→ **Task statement**
Skip the pictures, please, and write out exactly the lines from the opening of the data through the line containing "<Title>Edit price</Title>".

→ **Information provided**

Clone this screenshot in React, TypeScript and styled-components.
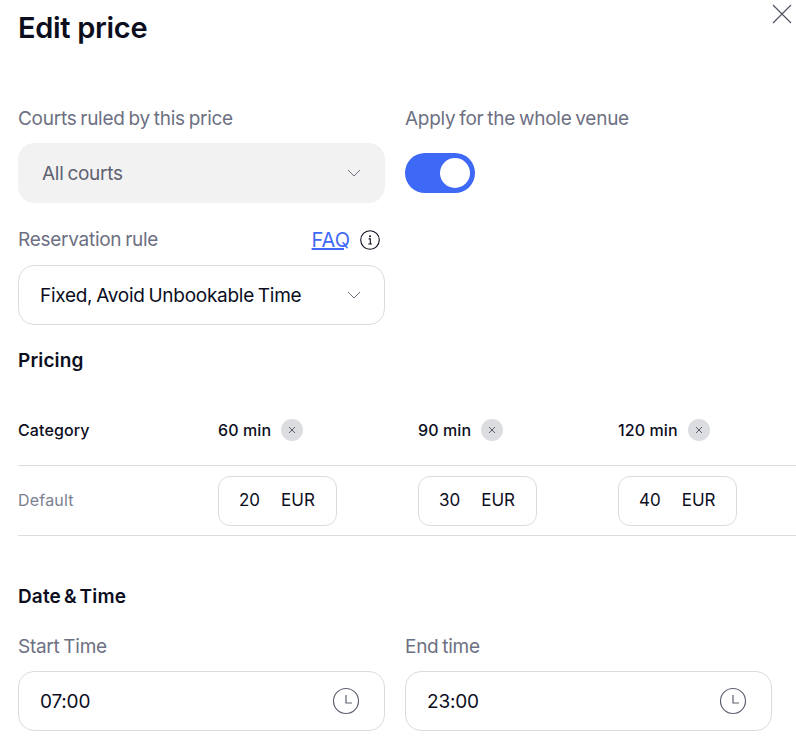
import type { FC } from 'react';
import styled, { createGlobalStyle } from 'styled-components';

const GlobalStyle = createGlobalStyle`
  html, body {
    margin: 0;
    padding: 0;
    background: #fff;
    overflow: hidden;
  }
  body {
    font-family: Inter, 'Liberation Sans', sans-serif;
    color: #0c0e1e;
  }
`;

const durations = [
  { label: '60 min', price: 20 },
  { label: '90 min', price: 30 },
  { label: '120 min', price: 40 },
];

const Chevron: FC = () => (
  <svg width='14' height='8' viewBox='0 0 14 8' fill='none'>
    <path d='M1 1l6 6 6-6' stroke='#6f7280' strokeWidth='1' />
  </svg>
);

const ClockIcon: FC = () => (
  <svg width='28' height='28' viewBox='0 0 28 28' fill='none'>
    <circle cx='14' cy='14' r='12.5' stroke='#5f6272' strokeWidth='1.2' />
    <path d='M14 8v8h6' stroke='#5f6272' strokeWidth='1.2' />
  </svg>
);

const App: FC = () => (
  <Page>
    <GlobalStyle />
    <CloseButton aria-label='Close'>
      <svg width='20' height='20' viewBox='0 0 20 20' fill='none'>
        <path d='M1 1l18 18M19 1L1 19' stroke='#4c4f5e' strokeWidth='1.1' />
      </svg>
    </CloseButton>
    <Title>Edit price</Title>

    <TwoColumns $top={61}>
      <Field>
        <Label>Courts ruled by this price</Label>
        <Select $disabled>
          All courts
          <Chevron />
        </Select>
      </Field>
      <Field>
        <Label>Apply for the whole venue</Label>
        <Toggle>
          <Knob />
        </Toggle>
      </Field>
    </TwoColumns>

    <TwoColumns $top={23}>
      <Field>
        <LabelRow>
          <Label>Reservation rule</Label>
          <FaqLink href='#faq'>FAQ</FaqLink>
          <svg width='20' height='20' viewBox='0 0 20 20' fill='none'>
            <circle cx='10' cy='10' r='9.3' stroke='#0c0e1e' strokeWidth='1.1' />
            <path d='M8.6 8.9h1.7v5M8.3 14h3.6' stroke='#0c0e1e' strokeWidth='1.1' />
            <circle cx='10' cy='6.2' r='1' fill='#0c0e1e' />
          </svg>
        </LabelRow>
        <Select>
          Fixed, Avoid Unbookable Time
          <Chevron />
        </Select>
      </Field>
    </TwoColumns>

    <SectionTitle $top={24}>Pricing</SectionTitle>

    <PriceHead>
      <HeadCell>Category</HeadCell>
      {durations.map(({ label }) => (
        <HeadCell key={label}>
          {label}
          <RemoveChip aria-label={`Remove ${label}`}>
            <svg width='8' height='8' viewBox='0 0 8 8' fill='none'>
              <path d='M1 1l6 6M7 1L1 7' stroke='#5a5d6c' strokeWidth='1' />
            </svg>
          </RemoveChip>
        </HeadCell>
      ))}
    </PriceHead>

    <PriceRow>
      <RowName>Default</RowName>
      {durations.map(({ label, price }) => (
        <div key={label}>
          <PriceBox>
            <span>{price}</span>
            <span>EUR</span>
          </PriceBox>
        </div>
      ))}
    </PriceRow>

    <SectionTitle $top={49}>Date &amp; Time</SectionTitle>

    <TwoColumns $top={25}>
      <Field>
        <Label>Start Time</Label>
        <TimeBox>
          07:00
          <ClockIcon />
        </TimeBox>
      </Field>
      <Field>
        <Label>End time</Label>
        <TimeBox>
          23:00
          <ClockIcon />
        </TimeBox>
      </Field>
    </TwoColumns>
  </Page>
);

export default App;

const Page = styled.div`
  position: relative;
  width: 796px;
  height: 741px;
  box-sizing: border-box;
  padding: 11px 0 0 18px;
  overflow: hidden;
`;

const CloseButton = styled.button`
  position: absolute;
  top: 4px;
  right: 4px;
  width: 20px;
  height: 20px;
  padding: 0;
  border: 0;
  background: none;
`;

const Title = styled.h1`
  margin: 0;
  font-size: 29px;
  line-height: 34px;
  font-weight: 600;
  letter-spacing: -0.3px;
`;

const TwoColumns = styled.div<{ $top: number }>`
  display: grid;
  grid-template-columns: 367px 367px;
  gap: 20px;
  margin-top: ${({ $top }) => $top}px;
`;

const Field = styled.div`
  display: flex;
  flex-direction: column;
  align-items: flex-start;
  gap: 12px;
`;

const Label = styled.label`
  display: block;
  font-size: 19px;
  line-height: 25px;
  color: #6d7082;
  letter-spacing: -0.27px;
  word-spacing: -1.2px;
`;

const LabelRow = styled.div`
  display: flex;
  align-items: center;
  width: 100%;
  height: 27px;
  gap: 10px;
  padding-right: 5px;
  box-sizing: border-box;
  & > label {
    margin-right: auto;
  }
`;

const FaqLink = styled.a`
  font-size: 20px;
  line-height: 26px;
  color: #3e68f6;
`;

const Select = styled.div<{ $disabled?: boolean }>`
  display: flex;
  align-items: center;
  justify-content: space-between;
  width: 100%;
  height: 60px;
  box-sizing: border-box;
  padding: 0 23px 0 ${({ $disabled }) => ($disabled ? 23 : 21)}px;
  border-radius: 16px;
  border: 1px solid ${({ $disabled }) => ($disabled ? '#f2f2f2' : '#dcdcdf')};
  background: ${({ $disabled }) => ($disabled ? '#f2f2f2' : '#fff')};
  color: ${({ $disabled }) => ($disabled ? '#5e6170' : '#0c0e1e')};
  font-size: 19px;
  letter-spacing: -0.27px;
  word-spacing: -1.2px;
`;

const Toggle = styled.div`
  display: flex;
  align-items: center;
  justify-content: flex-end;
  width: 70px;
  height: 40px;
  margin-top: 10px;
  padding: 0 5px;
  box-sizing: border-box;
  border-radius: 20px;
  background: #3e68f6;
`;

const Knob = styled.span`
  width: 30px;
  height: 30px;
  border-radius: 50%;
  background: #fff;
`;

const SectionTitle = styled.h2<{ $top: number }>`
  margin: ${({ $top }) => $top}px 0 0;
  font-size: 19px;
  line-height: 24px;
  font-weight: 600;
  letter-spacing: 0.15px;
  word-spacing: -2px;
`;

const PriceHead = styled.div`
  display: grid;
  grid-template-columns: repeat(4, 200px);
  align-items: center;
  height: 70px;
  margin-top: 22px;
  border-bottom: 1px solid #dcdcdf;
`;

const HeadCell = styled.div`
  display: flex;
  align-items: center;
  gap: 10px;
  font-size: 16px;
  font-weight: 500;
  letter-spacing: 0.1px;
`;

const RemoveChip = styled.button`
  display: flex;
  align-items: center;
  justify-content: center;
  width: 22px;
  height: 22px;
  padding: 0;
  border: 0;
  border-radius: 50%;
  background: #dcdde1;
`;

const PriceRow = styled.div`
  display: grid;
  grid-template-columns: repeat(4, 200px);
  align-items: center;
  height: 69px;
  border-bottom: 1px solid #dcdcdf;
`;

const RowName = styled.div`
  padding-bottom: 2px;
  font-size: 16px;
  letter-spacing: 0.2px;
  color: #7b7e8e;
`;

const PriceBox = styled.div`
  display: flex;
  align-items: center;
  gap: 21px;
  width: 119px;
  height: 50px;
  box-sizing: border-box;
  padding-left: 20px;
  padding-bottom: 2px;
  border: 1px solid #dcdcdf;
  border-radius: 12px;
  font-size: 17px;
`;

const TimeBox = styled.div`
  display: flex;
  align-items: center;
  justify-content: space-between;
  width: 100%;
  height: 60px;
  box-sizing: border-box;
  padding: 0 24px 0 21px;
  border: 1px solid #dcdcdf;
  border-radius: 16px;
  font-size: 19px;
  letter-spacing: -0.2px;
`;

→ **Task response**
Clone this screenshot in React, TypeScript and styled-components.
import type { FC } from 'react';
import styled, { createGlobalStyle } from 'styled-components';

const GlobalStyle = createGlobalStyle`
  html, body {
    margin: 0;
    padding: 0;
    background: #fff;
    overflow: hidden;
  }
  body {
    font-family: Inter, 'Liberation Sans', sans-serif;
    color: #0c0e1e;
  }
`;

const durations = [
  { label: '60 min', price: 20 },
  { label: '90 min', price: 30 },
  { label: '120 min', price: 40 },
];

const Chevron: FC = () => (
  <svg width='14' height='8' viewBox='0 0 14 8' fill='none'>
    <path d='M1 1l6 6 6-6' stroke='#6f7280' strokeWidth='1' />
  </svg>
);

const ClockIcon: FC = () => (
  <svg width='28' height='28' viewBox='0 0 28 28' fill='none'>
    <circle cx='14' cy='14' r='12.5' stroke='#5f6272' strokeWidth='1.2' />
    <path d='M14 8v8h6' stroke='#5f6272' strokeWidth='1.2' />
  </svg>
);

const App: FC = () => (
  <Page>
    <GlobalStyle />
    <CloseButton aria-label='Close'>
      <svg width='20' height='20' viewBox='0 0 20 20' fill='none'>
        <path d='M1 1l18 18M19 1L1 19' stroke='#4c4f5e' strokeWidth='1.1' />
      </svg>
    </CloseButton>
    <Title>Edit price</Title>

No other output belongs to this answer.